Brig. Gen. Andrew Hilmes awards NTC soldier for heroic act

FORT IRWIN, Calif. — What was described to be the start of a routine October morning out in the (training area) Box, turned to a potentially deadly one, as a brake-line failure caused a Humvee to lose control. Thanks to his training and actions, Spc. Frank Yaguas, was able to save the lives of his fellow soldiers within the vehicle.

“It was a typical morning in the Box,” Yaguas said. “We woke up, got into our Humvee and started scouting for positions on mountain sides as the rotational battle was going on. The first position we scouted wasn’t the best and we knew we needed to drive down the mountainside and find a new one.”

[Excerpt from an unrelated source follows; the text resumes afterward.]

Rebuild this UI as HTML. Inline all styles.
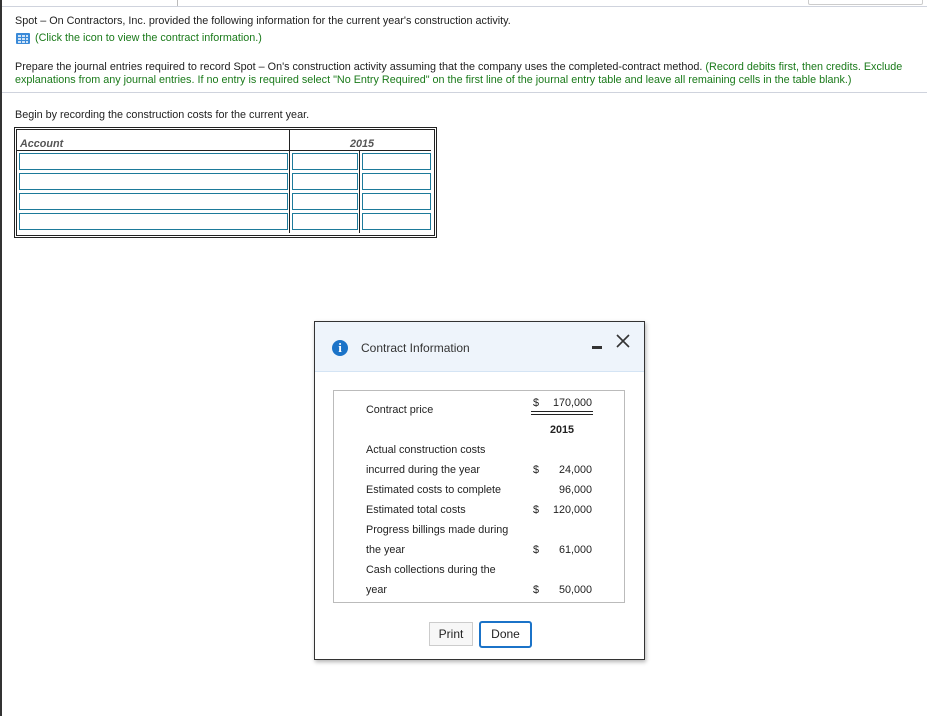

While driving down the mountainside, Yaguas started to apply the brakes on his Humvee, but to no avail.

“As we were going down, I started to put some pressure on the brakes to maintain my speed, but quickly realized even putting my entire foot on the brake, the Humvee was still gaining speed,” he said. “I heard my sergeant yell ‘e-brake,’ but even when I pulled the lever the vehicle did not slow down.”

As the vehicle was going downhill, at a fast rate of speed, the doors flung open and the gear and equipment of the soldiers started falling out.

“I just remember yelling to my guys to hang on, and tried maneuvering the Humvee into a small ditch,” said Yaguas. “That very moment, the vehicle went airborne for about five seconds, and when we landed in the ditch, the Humvee completely stopped.”

Once the vehicle was stationary, Yaguas ensured that his fellow Soldiers inside the Humvee were okay and reported no injuries.

“Spc. Yaguas’ attention to detail was unmatched within Fury Troop,” said Sgt. 1st Class Timothy Gardner, Yaguas’ platoon leader. “He always looked and acted in a professional manner. Although he’s not in my platoon anymore he is still missed.”

Unknowingly to Yaguas, he was nominated for The Army Safety Guardian Award, which is awarded to individuals through extraordinary actions or skills, who react to an emergency event or an imminently dangerous situation, thereby eliminating or minimizing loss, such as damage to Army property or injury to Army personnel.

“I get a call one morning telling me to get a haircut, and to wear my best uniform on the April 27, but I had no idea what was going on,” he said.

The Commander of the U.S. Army Combat Readiness Center, Brig. Gen. Andrew Hilmes, was visiting the NTC, to interact with Senior Commander’s and Garrison safety offices to understand the challenges they face and awarded Yaguas The Army Safety Guardian Award. “Throughout the COVID-19 Pandemic, we couldn’t give these awards in person,” Hilmes said. “This is the first award I’ve awarded in person in over a year.”

Looking back at the event that happened in October, Yaguas credits his Army training, attention to detail, and his mentorship with helping him make the right decisions under immense pressure. “The second we all got out the Humvee and I knew my guys were okay, I took a big sigh of relief.”